Cash flow and shareholder returns tell a similar story of decline. While operating cash flow has remained positive, it has been inconsistent, falling from a peak of $106.7 million in FY2022 to just $58.9 million in FY2024. This deterioration in cash generation forced management to make drastic cuts to the dividend. The annual dividend per share was halved from $0.80 in 2022 to $0.40 by 2024, a clear signal of financial distress and a major blow to income-oriented investors. Consequently, total shareholder returns have been poor, and the stock's high beta of 1.82 confirms it has been significantly more volatile than the broader market. Compared to peers like Highwoods Properties or Kilroy Realty, which have stronger balance sheets and more consistent operating histories, CIO's past performance appears much riskier and less rewarding.

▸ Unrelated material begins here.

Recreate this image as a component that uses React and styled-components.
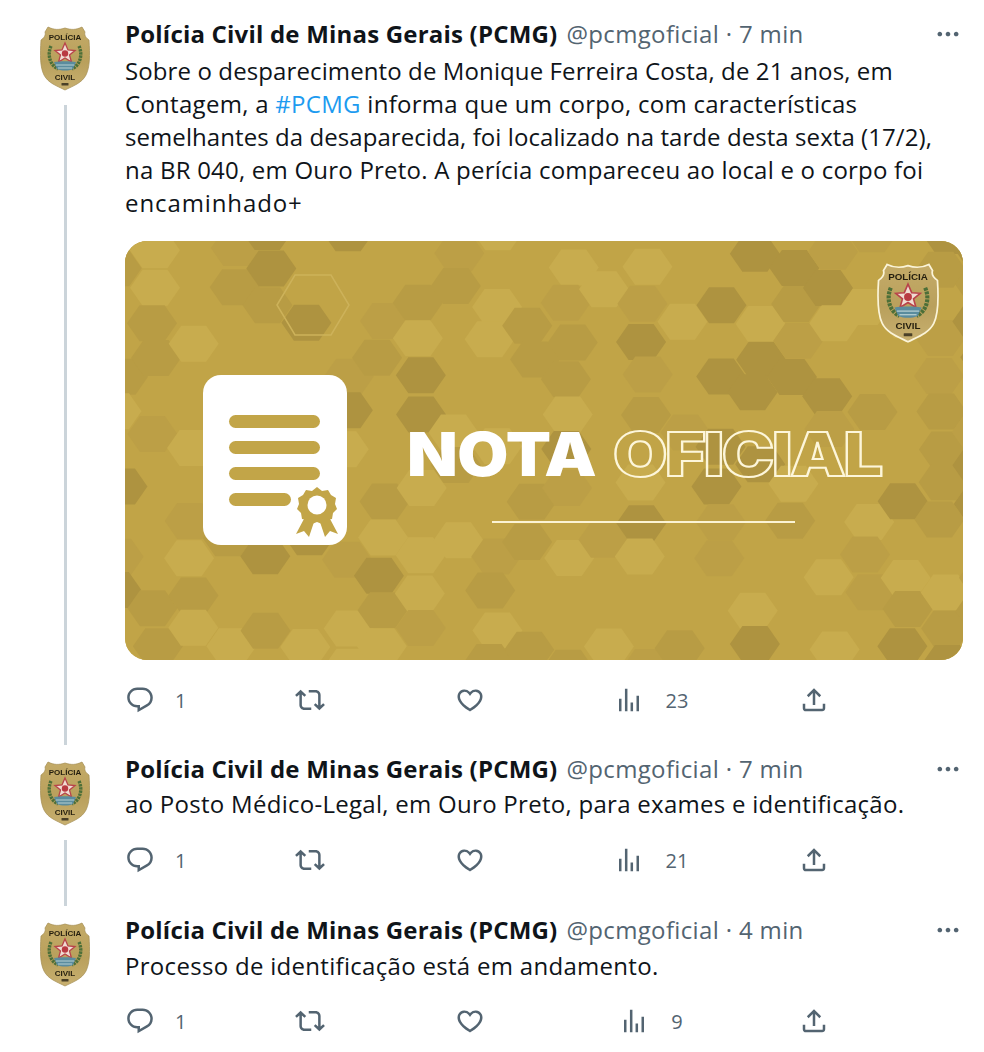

In conclusion, City Office REIT's historical record does not support confidence in its execution or resilience. The company has struggled to generate sustainable growth and profits from its portfolio. Persistent high leverage, coupled with declining cash flow and shareholder payouts, paints a picture of a company in a precarious position. The past five years have been characterized by volatility and fundamental deterioration rather than steady value creation.

Factor Analysis

  • Dividend Track Record

    Fail

    The company's dividend history is a major red flag, with multiple cuts over the past five years that signal significant financial pressure and an inability to support its payout.

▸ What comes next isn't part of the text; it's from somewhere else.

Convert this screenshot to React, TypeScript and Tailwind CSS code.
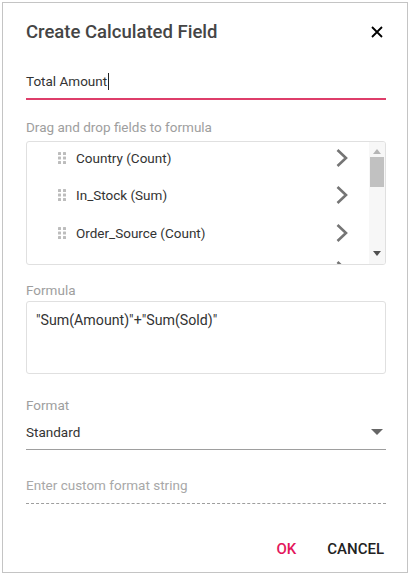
import React from "react";

const items = ["Country (Count)", "In_Stock (Sum)", "Order_Source (Count)"];

function DragDots() {
  return (
    <svg width="8" height="12" viewBox="0 0 8 12" className="shrink-0">
      {[0, 1, 2].map((r) =>
        [0, 1].map((c) => (
          <rect key={`${r}-${c}`} x={c * 5} y={r * 4.5} width="3" height="3" rx="0.5" fill="#bdbdbd" />
        ))
      )}
    </svg>
  );
}

function Chevron() {
  return (
    <svg width="14" height="20" viewBox="0 0 14 20">
      <path d="M2.5 2 L11 10 L2.5 18" fill="none" stroke="#757575" strokeWidth="2.6" />
    </svg>
  );
}

export default function App() {
  return (
    <div className="w-[411px] h-[576px] bg-white p-[2px]" style={{ fontFamily: "Roboto, 'Liberation Sans', sans-serif" }}>
      <div className="w-[406px] h-[571px] border border-[#c4c4c4] bg-white flex flex-col pl-[23px] pr-[21px] pt-[17px]">
        {/* Header */}
        <div className="flex items-center justify-between h-[24px]">
          <div className="text-[18.5px] leading-[24px] font-medium text-[#454545]">Create Calculated Field</div>
          <svg width="12" height="12" viewBox="0 0 12 12" className="mr-[3px]">
            <path d="M1 1 L11 11 M11 1 L1 11" stroke="#000" strokeWidth="1.8" />
          </svg>
        </div>

        {/* Name input */}
        <div className="mt-[27px] border-b-2 border-[#de3e6a] pb-[7px] flex items-center h-[29px]">
          <span className="text-[13.5px] leading-[20px] text-[#333]">Total Amount</span>
          <span className="w-px h-[17px] bg-[#222] ml-[1px]" />
        </div>

        {/* Fields label */}
        <div className="mt-[18px] text-[13.5px] leading-[18px] text-[#9e9e9e]">Drag and drop fields to formula</div>

        {/* List */}
        <div className="mt-[5px] h-[124px] border border-[#e0e0e0] rounded-[3px] flex overflow-hidden">
          <div className="flex-1 overflow-hidden">
            <div className="mt-[-3px]">
              {items.map((it) => (
                <div key={it} className="h-[37.5px] flex items-center pl-[31px] pr-[20px]">
                  <DragDots />
                  <span className="ml-[10px] text-[13.5px] text-[#333] flex-1">{it}</span>
                  <Chevron />
                </div>
              ))}
              <div className="h-[37.5px] flex items-center justify-end pr-[20px]">
                <Chevron />
              </div>
            </div>
          </div>
          <div className="w-[16px] bg-[#f7f7f7] flex flex-col items-center">
            <svg width="8" height="5" viewBox="0 0 8 5" className="mt-[7px]">
              <path d="M0 5 L4 0 L8 5 Z" fill="#b5b5b5" />
            </svg>
            <div className="mt-[3px] w-[14px] h-[30px] bg-[#c1c1c1]" />
            <div className="flex-1" />
            <svg width="8" height="5" viewBox="0 0 8 5" className="mb-[8px]">
              <path d="M0 0 L8 0 L4 5 Z" fill="#505050" />
            </svg>
          </div>
        </div>

        {/* Formula */}
        <div className="mt-[16px] text-[13.5px] leading-[18px] text-[#9e9e9e]">Formula</div>
        <div className="mt-[2px] h-[73px] border border-[#e0e0e0] rounded-[3px] pl-[9px] pt-[8px]">
          <div className="text-[14.2px] leading-[20px] text-[#333]">"Sum(Amount)"+"Sum(Sold)"</div>
        </div>

        {/* Format */}
        <div className="mt-[22px] text-[13.5px] leading-[18px] text-[#9e9e9e]">Format</div>
        <div className="mt-[8px] border-b border-[#9e9e9e] pb-[7px] flex items-center justify-between">
          <span className="text-[13.5px] leading-[20px] text-[#333]">Standard</span>
          <svg width="12" height="6" viewBox="0 0 12 6" className="mr-[3px]">
            <path d="M0 0 L12 0 L6 6 Z" fill="#666" />
          </svg>
        </div>

        {/* Custom format */}
        <div className="mt-[23px] border-b border-dashed border-[#9e9e9e] pb-[6px]">
          <span className="text-[13.5px] leading-[20px] text-[#a8a8a8]">Enter custom format string</span>
        </div>

        {/* Buttons */}
        <div className="mt-[35px] flex justify-end items-center gap-[31px] pr-[2px]">
          <span className="text-[15px] leading-[20px] font-medium text-[#e3165b]">OK</span>
          <span className="text-[15px] leading-[20px] font-medium text-[#222]">CANCEL</span>
        </div>
      </div>
    </div>
  );
}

    City Office REIT's dividend track record is poor and indicates underlying business weakness. The annual dividend per share has been on a steep downward trajectory, falling from $0.80 in FY2022 to $0.60 in FY2023 and again to $0.40 in FY2024. This represents a 50% cut in just two years. While many REITs faced pressure, such drastic cuts are a sign that management lacks confidence in the stability of future cash flows. Although operating cash flow ($58.9 million in FY2024) technically covered the total dividends paid ($23.5 million), the severe cuts suggest the margin of safety was too thin for comfort, especially given the company's high debt levels. This history of reducing payouts makes the stock unreliable for investors seeking steady income.

  • FFO Per Share Trend

    Fail

    While direct FFO figures are not provided, declining operating income and severe dividend cuts strongly suggest that the company's core earnings power per share has deteriorated over the past several years.

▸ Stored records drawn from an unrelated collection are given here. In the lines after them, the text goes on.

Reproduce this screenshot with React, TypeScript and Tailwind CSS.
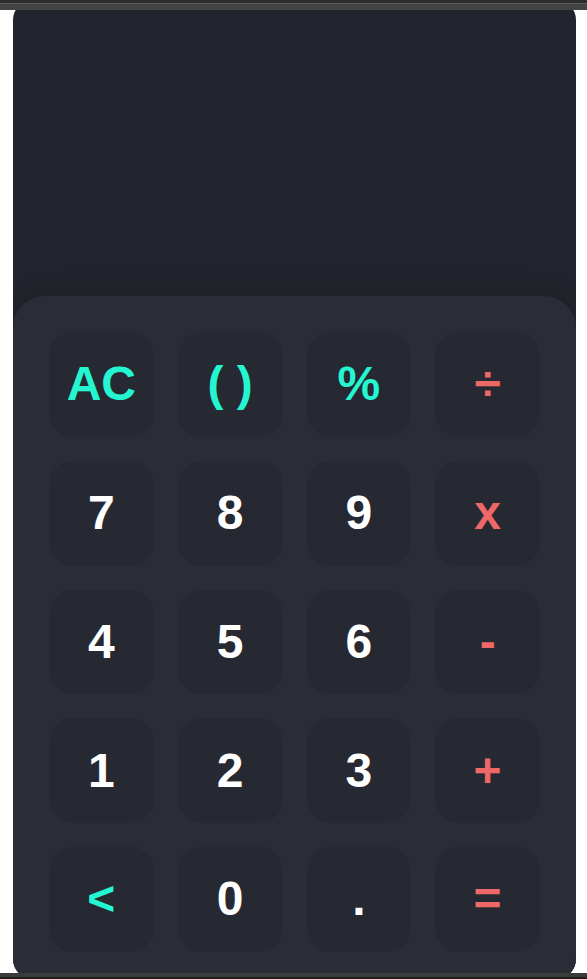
import React from "react";

type Key = { label: string; tone: "fn" | "op" | "num" };

const keys: Key[] = [
  { label: "AC", tone: "fn" },
  { label: "( )", tone: "fn" },
  { label: "%", tone: "fn" },
  { label: "÷", tone: "op" },
  { label: "7", tone: "num" },
  { label: "8", tone: "num" },
  { label: "9", tone: "num" },
  { label: "x", tone: "op" },
  { label: "4", tone: "num" },
  { label: "5", tone: "num" },
  { label: "6", tone: "num" },
  { label: "-", tone: "op" },
  { label: "1", tone: "num" },
  { label: "2", tone: "num" },
  { label: "3", tone: "num" },
  { label: "+", tone: "op" },
  { label: "<", tone: "fn" },
  { label: "0", tone: "num" },
  { label: ".", tone: "num" },
  { label: "=", tone: "op" },
];

const toneClass = {
  fn: "text-[#24f6d2]",
  op: "text-[#ee6868]",
  num: "text-white",
};

export default function App() {
  return (
    <div className="relative h-[979px] overflow-hidden bg-white font-['Liberation_Sans',Arial,sans-serif]">
      {/* window frame bars */}
      <div className="fixed inset-x-0 top-0 z-10 flex h-[10px] flex-col">
        <div className="h-[3px] bg-[#2c2c2c]" />
        <div className="h-px bg-[#5c5c5c]" />
        <div className="flex-1 bg-[#434343]" />
      </div>
      <div className="fixed inset-x-0 bottom-0 z-10 flex h-[6px] flex-col">
        <div className="flex-1 bg-[#3b3b3b]" />
        <div className="h-[2px] bg-[#1f1f1f]" />
      </div>

      <div className="ml-[13px] flex h-[979px] w-[563px] flex-col overflow-hidden rounded-[20px] bg-[#22252d]">
        <div className="h-[296px] shrink-0" />
        <div className="flex-1 rounded-t-[32px] bg-[#2a2d36] px-9 pt-9 shadow-[0_-8px_24px_rgba(0,0,0,0.12)]">
          <div className="grid grid-cols-4 gap-6">
            {keys.map((k) => (
              <button
                key={k.label}
                className={`flex aspect-square items-center justify-center rounded-3xl bg-[#262832] text-5xl font-bold ${toneClass[k.tone]}`}
              >
                {k.label}
              </button>
            ))}
          </div>
        </div>
      </div>
    </div>
  );
}
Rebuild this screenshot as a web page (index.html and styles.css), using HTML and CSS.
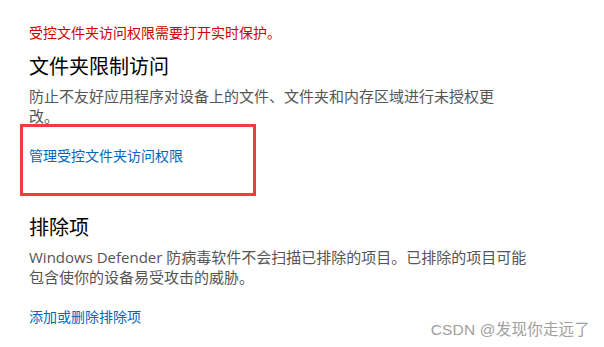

    Funds From Operations (FFO) is a key metric for REITs that shows their actual cash-generating ability. Although specific FFO data isn't available, we can infer its trend from other metrics. The company's operating income has declined from $36.5 million in FY2022 to $27.1 million in FY2024. Furthermore, net income has been negative in four of the last five years, excluding a large asset sale. The most telling indicator of weak FFO is the dividend cut; a healthy REIT with growing FFO per share typically raises its dividend, whereas CIO has cut its payout multiple times. This strongly implies that FFO has not been sufficient to comfortably support the previous dividend level. The slight reduction in shares outstanding over the period has not been enough to offset the decline in underlying operational performance.

  • Leverage Trend And Maturities

    Fail

    City Office REIT has consistently operated with high levels of debt relative to its earnings, a key risk that has not materially improved over the last five years.

    A review of CIO's balance sheet shows a persistent high-leverage profile, which is a significant risk for investors. The company's Debt-to-EBITDA ratio has remained elevated, standing at 7.41x in FY2020 and 7.54x in FY2024. These levels are substantially higher than those of more stable, investment-grade peers like Highwoods Properties or Piedmont Office Realty Trust, which typically operate with leverage in the 5.5x to 6.5x range. While total debt has slightly decreased from $687 million in FY2020 to $658 million in FY2024, the company's earnings have not grown enough to meaningfully reduce its risk profile. This high debt burden makes CIO more vulnerable to rising interest rates and economic downturns, as more of its cash flow must go toward servicing debt rather than investing in the business or returning capital to shareholders.

  • Occupancy And Rent Spreads

    Fail

    Based on stagnant revenue and falling operating income, it's clear that CIO has struggled to maintain pricing power and occupancy, failing to capitalize on the supposed growth in its Sun Belt markets.

    While specific occupancy and rent spread data is not provided, the company's financial results point to a weak leasing environment for its properties. Total rental revenue has been stagnant, moving from $160.8 million in FY2020 to $171.1 million in FY2024, which is a very low growth rate for a portfolio concentrated in high-growth Sun Belt markets. More concerning is the decline in operating income over the past two years, which suggests that even if revenue is flat, rising property expenses are eating into profits. This indicates a lack of pricing power, meaning CIO cannot pass on cost increases to tenants through higher rents. For a REIT, the inability to consistently grow rents and maintain high occupancy is a fundamental failure of the business model.

  • TSR And Volatility

    Fail

    The stock has delivered poor long-term returns to shareholders while exhibiting high volatility, making it a high-risk investment that has not historically rewarded investors for their risk.

    City Office REIT's performance for shareholders has been disappointing. The stock's high beta of 1.82 confirms that its price swings are nearly twice as large as the overall market, indicating significant risk. Despite this high risk, the returns have not justified it. As noted in comparisons with peers, the stock has struggled immensely and underperformed higher-quality competitors that have exhibited less volatility. While there have been brief periods of positive returns, the long-term trend has been negative, marked by steep drawdowns. Investors in CIO have endured a volatile ride without the compensation of strong long-term capital appreciation or a reliable dividend, making its past performance profile highly unattractive.